Anders Fannemel wrócił na skocznię!

Anders Fannemel zmuszony był do ponad półtorarocznej przerwy po feralnym upadku w Wiśle. Dziś były rekordzista świata oddał trzy pierwsze skoki po kontuzji.


- Wspaniale jest wrócić na skocznię. Byłem bardzo podekscytowany swoimi pierwszymi skokami. Poszło naprawdę dobrze - komentuje 29-latek po środowym treningu w Parku Olimpijskim w Lillehammer.

Problemy Norwega zaczęły się latem 2019 roku w Wiśle. Fannemel zaliczył wtedy upadek, w wyniku którego zerwał więzadła krzyżowe i uszkodził łękotkę w lewym kolanie. Od tego czasu kilkukrotnie przeszedł operacje, które wydłużyły okres jego rekonwalescencji: - W czerwcu rozpocząłem przygotowania, aby w sierpniu móc wrócić na skocznię. Nie udało się. Musiałem przejść kolejną drobną operację. Na szczęście później było już coraz lepiej i mogłem więcej trenować.

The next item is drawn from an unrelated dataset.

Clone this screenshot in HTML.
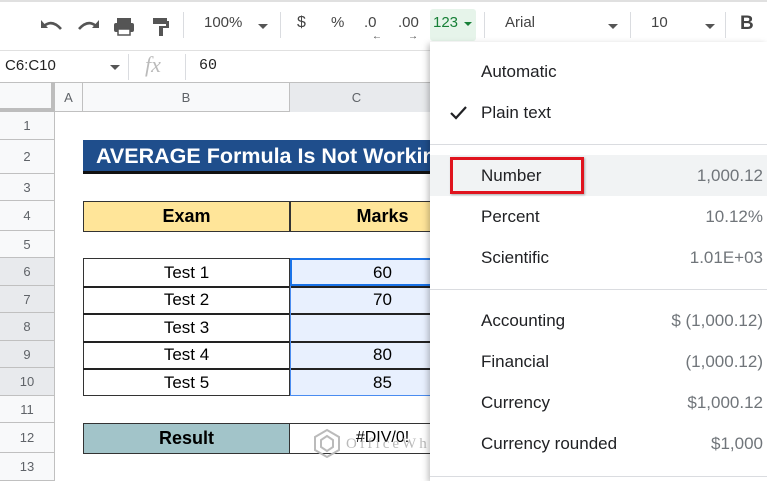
<!DOCTYPE html>
<html><head><meta charset="utf-8"><style>
*{margin:0;padding:0;box-sizing:border-box}
body{width:767px;height:481px;overflow:hidden;background:#fff;font-family:"Liberation Sans",Arial,sans-serif;position:relative}
.a{position:absolute}
.rh{position:absolute;left:0;width:55px;background:#f8f9fa;border-bottom:1px solid #c0c0c0;border-right:1px solid #c0c0c0;color:#5f6368;font-size:13px;text-align:center}
.rh.s{background:#e8eaed}
.cell{position:absolute;font-size:16px;text-align:center;color:#000}
.mi{position:absolute;left:481px;font-size:17px;color:#202124}
.mv{position:absolute;right:4px;font-size:17px;color:#70757a;text-align:right}
.sep{position:absolute;left:430px;width:337px;height:1px;background:#dadce0}
.tb{position:absolute;top:14px;font-size:15px;color:#444}
</style></head><body>
<!-- toolbar -->
<div class="a" style="left:0;top:0;width:767px;height:2px;background:#e0e0e0"></div>
<svg class="a" style="left:38px;top:14px" width="110" height="24" viewBox="0 0 110 24">
<path d="M6 12 Q14 5 23 15" stroke="#555" stroke-width="2.6" fill="none"/><path d="M3 6 L3 14 L10 14 Z" fill="#555"/>
<path d="M58 12 Q50 5 41 15" stroke="#555" stroke-width="2.6" fill="none"/><path d="M61 6 L61 14 L54 14 Z" fill="#555"/>
<rect x="79" y="4" width="14" height="5" fill="#555"/><rect x="76" y="9" width="20" height="9" rx="2" fill="#555"/><rect x="80" y="15" width="12" height="6" fill="#fff" stroke="#555" stroke-width="1.5"/>
</svg>
<svg class="a" style="left:151px;top:16px" width="20" height="22"><rect x="2" y="2" width="14" height="6" fill="#555"/><rect x="15" y="5" width="3" height="6" fill="#555"/><rect x="8" y="10" width="10" height="2" fill="#555"/><rect x="8" y="10" width="4" height="10" fill="#555"/></svg>
<div class="a" style="left:183px;top:12px;width:1px;height:26px;background:#dadce0"></div>
<div class="tb" style="left:204px">100%</div>
<div class="a" style="left:258px;top:24px;border:5px solid transparent;border-top-color:#555"></div>
<div class="a" style="left:280px;top:12px;width:1px;height:26px;background:#dadce0"></div>
<div class="tb" style="left:297px;font-size:16px">$</div>
<div class="tb" style="left:331px">%</div>
<div class="tb" style="left:364px">.0</div>
<div class="tb" style="left:398px">.00</div>
<div class="a" style="left:372px;top:31px;font-size:10px;color:#444">&larr;</div>
<div class="a" style="left:408px;top:31px;font-size:10px;color:#444">&rarr;</div>
<div class="a" style="left:430px;top:9px;width:46px;height:32px;background:#e6f4ea;border-radius:3px"></div>
<div class="tb" style="left:433px;color:#188038">123</div>
<div class="a" style="left:464px;top:22px;border:4px solid transparent;border-top-color:#188038"></div>
<div class="a" style="left:484px;top:12px;width:1px;height:26px;background:#dadce0"></div>
<div class="tb" style="left:505px">Arial</div>
<div class="a" style="left:608px;top:24px;border:5px solid transparent;border-top-color:#555"></div>
<div class="a" style="left:630px;top:12px;width:1px;height:26px;background:#dadce0"></div>
<div class="tb" style="left:651px">10</div>
<div class="a" style="left:705px;top:24px;border:5px solid transparent;border-top-color:#555"></div>
<div class="a" style="left:725px;top:12px;width:1px;height:26px;background:#dadce0"></div>
<div class="tb" style="left:740px;font-weight:bold;font-size:19px;top:13px">B</div>
<!-- formula bar -->
<div class="a" style="left:0;top:50px;width:767px;height:1px;background:#e0e0e0"></div>
<div class="a" style="left:5px;top:57px;font-size:15px;color:#222">C6:C10</div>
<div class="a" style="left:110px;top:65px;border:5px solid transparent;border-top-color:#555"></div>
<div class="a" style="left:128px;top:54px;width:1px;height:26px;background:#dadce0"></div>
<div class="a" style="left:145px;top:52px;font-size:22px;color:#bbb;font-style:italic;font-family:'Liberation Serif',serif">fx</div>
<div class="a" style="left:185px;top:54px;width:1px;height:26px;background:#dadce0"></div>
<div class="a" style="left:199px;top:57px;font-size:15px;color:#222;font-family:'Liberation Mono',monospace">60</div>
<!-- column headers -->
<div class="a" style="left:0;top:82px;width:767px;height:30px;background:#f8f9fa;border-top:1px solid #c0c0c0;border-bottom:1px solid #c0c0c0"></div>
<div class="a" style="left:0;top:82px;width:55px;height:30px;border-right:4px solid #bdbdbd;border-bottom:4px solid #bdbdbd"></div>
<div class="a" style="left:55px;top:83px;width:28px;height:29px;border-right:1px solid #c0c0c0;text-align:center;font-size:13px;color:#5f6368;line-height:29px">A</div>
<div class="a" style="left:83px;top:83px;width:207px;height:29px;border-right:1px solid #c0c0c0;text-align:center;font-size:13px;color:#5f6368;line-height:29px">B</div>
<div class="a" style="left:290px;top:83px;width:150px;height:29px;background:#e8eaed;text-align:center;font-size:13px;color:#5f6368;line-height:29px;padding-right:17px">C</div>
<!-- row headers -->
<div class="rh" style="top:112px;height:28px;line-height:28px">1</div>
<div class="rh" style="top:140px;height:34px;line-height:34px">2</div>
<div class="rh" style="top:174px;height:27px;line-height:27px">3</div>
<div class="rh" style="top:201px;height:30px;line-height:30px">4</div>
<div class="rh" style="top:231px;height:27px;line-height:27px">5</div>
<div class="rh s" style="top:258px;height:28px;line-height:28px">6</div>
<div class="rh s" style="top:286px;height:27px;line-height:27px">7</div>
<div class="rh s" style="top:313px;height:28px;line-height:28px">8</div>
<div class="rh s" style="top:341px;height:27px;line-height:27px">9</div>
<div class="rh s" style="top:368px;height:28px;line-height:28px">10</div>
<div class="rh" style="top:396px;height:27px;line-height:27px">11</div>
<div class="rh" style="top:423px;height:30px;line-height:30px">12</div>
<div class="rh" style="top:453px;height:28px;line-height:28px">13</div>
<!-- title -->
<div class="a" style="left:83px;top:140px;width:350px;height:34px;background:#1f4e8c;border-bottom:3px solid #111;color:#fff;font-weight:bold;font-size:21.5px;line-height:32px;padding-left:13px;white-space:nowrap;overflow:hidden">AVERAGE Formula Is Not Working</div>
<!-- header row -->
<div class="a" style="left:83px;top:201px;width:350px;height:31px;background:#ffe599;border:1.5px solid #333"></div>
<div class="a" style="left:289px;top:201px;width:1.5px;height:31px;background:#333"></div>
<div class="cell" style="left:83px;top:206px;width:207px;font-weight:bold;font-size:18px">Exam</div>
<div class="cell" style="left:290px;top:206px;width:185px;font-weight:bold;font-size:18px">Marks</div>
<!-- data -->
<div class="a" style="left:290px;top:258px;width:145px;height:138px;background:#e8f0fe"></div>
<div class="a" style="left:83px;top:258px;width:350px;height:138px;border:1.5px solid #333;border-right:none"></div>
<div class="a" style="left:83px;top:286px;width:350px;height:1.5px;background:#222"></div>
<div class="a" style="left:83px;top:313px;width:350px;height:1.5px;background:#222"></div>
<div class="a" style="left:83px;top:341px;width:350px;height:1.5px;background:#222"></div>
<div class="a" style="left:83px;top:368px;width:350px;height:1.5px;background:#222"></div>
<div class="a" style="left:289px;top:258px;width:1.5px;height:138px;background:#333"></div>
<div class="a" style="left:290px;top:258px;width:145px;height:138px;border:1px solid #4a8cf0;border-right:none"></div>
<div class="a" style="left:290px;top:258px;width:145px;height:28px;border:2px solid #1a73e8;border-right:none"></div>
<div class="cell" style="left:83px;top:263px;width:207px;font-size:17px">Test 1</div>
<div class="cell" style="left:83px;top:290px;width:207px;font-size:17px">Test 2</div>
<div class="cell" style="left:83px;top:318px;width:207px;font-size:17px">Test 3</div>
<div class="cell" style="left:83px;top:345px;width:207px;font-size:17px">Test 4</div>
<div class="cell" style="left:83px;top:373px;width:207px;font-size:17px">Test 5</div>
<div class="cell" style="left:290px;top:263px;width:185px;font-size:17px">60</div>
<div class="cell" style="left:290px;top:290px;width:185px;font-size:17px">70</div>
<div class="cell" style="left:290px;top:345px;width:185px;font-size:17px">80</div>
<div class="cell" style="left:290px;top:373px;width:185px;font-size:17px">85</div>
<!-- result -->
<div class="a" style="left:83px;top:423px;width:207px;height:31px;background:#a2c4c9;border:1.5px solid #333"></div>
<div class="a" style="left:290px;top:423px;width:145px;height:31px;border-top:1.5px solid #333;border-bottom:1.5px solid #333"></div>
<div class="cell" style="left:83px;top:428px;width:207px;font-weight:bold;font-size:18px">Result</div>
<div class="cell" style="left:290px;top:429px;width:185px">#DIV/0!</div>
<div class="a" style="left:346px;top:436px;font-size:15px;color:#aaa;font-family:'Liberation Serif',serif;letter-spacing:3px;opacity:.8">OfficeWheel</div>
<svg class="a" style="left:312px;top:428px" width="30" height="30"><path d="M15 2 L27 9 L27 22 L15 29 L3 22 L3 9Z" fill="none" stroke="#bbb" stroke-width="2"/><path d="M15 8 L21 12 L21 19 L15 23 L9 19 L9 12Z" fill="none" stroke="#bbb" stroke-width="2"/></svg>
<!-- menu -->
<div class="a" style="left:430px;top:42px;width:337px;height:439px;background:#fff;box-shadow:-2px 2px 6px rgba(0,0,0,.25)"></div>
<div class="mi" style="top:62px">Automatic</div>
<svg class="a" style="left:449px;top:105px" width="20" height="16"><path d="M2 8 L7 13 L17 2" stroke="#202124" stroke-width="2.2" fill="none"/></svg>
<div class="mi" style="top:103px">Plain text</div>
<div class="sep" style="top:144px"></div>
<div class="a" style="left:430px;top:155px;width:337px;height:41px;background:#f1f3f4"></div>
<div class="a" style="left:450px;top:157px;width:134px;height:37px;border:3px solid #e0141e;box-shadow:1px 1px 2px rgba(0,0,0,.3)"></div>
<div class="mi" style="top:166px">Number</div><div class="mv" style="top:166px">1,000.12</div>
<div class="mi" style="top:207px">Percent</div><div class="mv" style="top:207px">10.12%</div>
<div class="mi" style="top:248px">Scientific</div><div class="mv" style="top:248px">1.01E+03</div>
<div class="sep" style="top:289px"></div>
<div class="mi" style="top:311px">Accounting</div><div class="mv" style="top:311px">$ (1,000.12)</div>
<div class="mi" style="top:352px">Financial</div><div class="mv" style="top:352px">(1,000.12)</div>
<div class="mi" style="top:393px">Currency</div><div class="mv" style="top:393px">$1,000.12</div>
<div class="mi" style="top:434px">Currency rounded</div><div class="mv" style="top:434px">$1,000</div>
<div class="sep" style="top:476px"></div>
</body></html>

- W zeszłym tygodniu dowiedziałem się, że wreszcie mogę spróbować swoich sił na skoczni. Nie było sensu dłużej zwlekać - przyznaje były drużynowy mistrz świata w lotach, który cieszy się z możliwości powrotu do sportu.

Na skoczni towarzyszył Fannemelowi trener Thomas Lobben: – Warunki były dziś idealne. Na 90-metrowej skoczni Anders oddał trzy skoki, najdłuższy w okolicach rozmiaru skoczni. Trenowaliśmy przy ograniczonej prędkości najazdowej, ponieważ dystans nie był dzisiaj ważny. To był bardzo udany start - informuje trener. Jego zdaniem skoczek znów jest w swoim żywiole, a jego kolano funkcjonuje dobrze.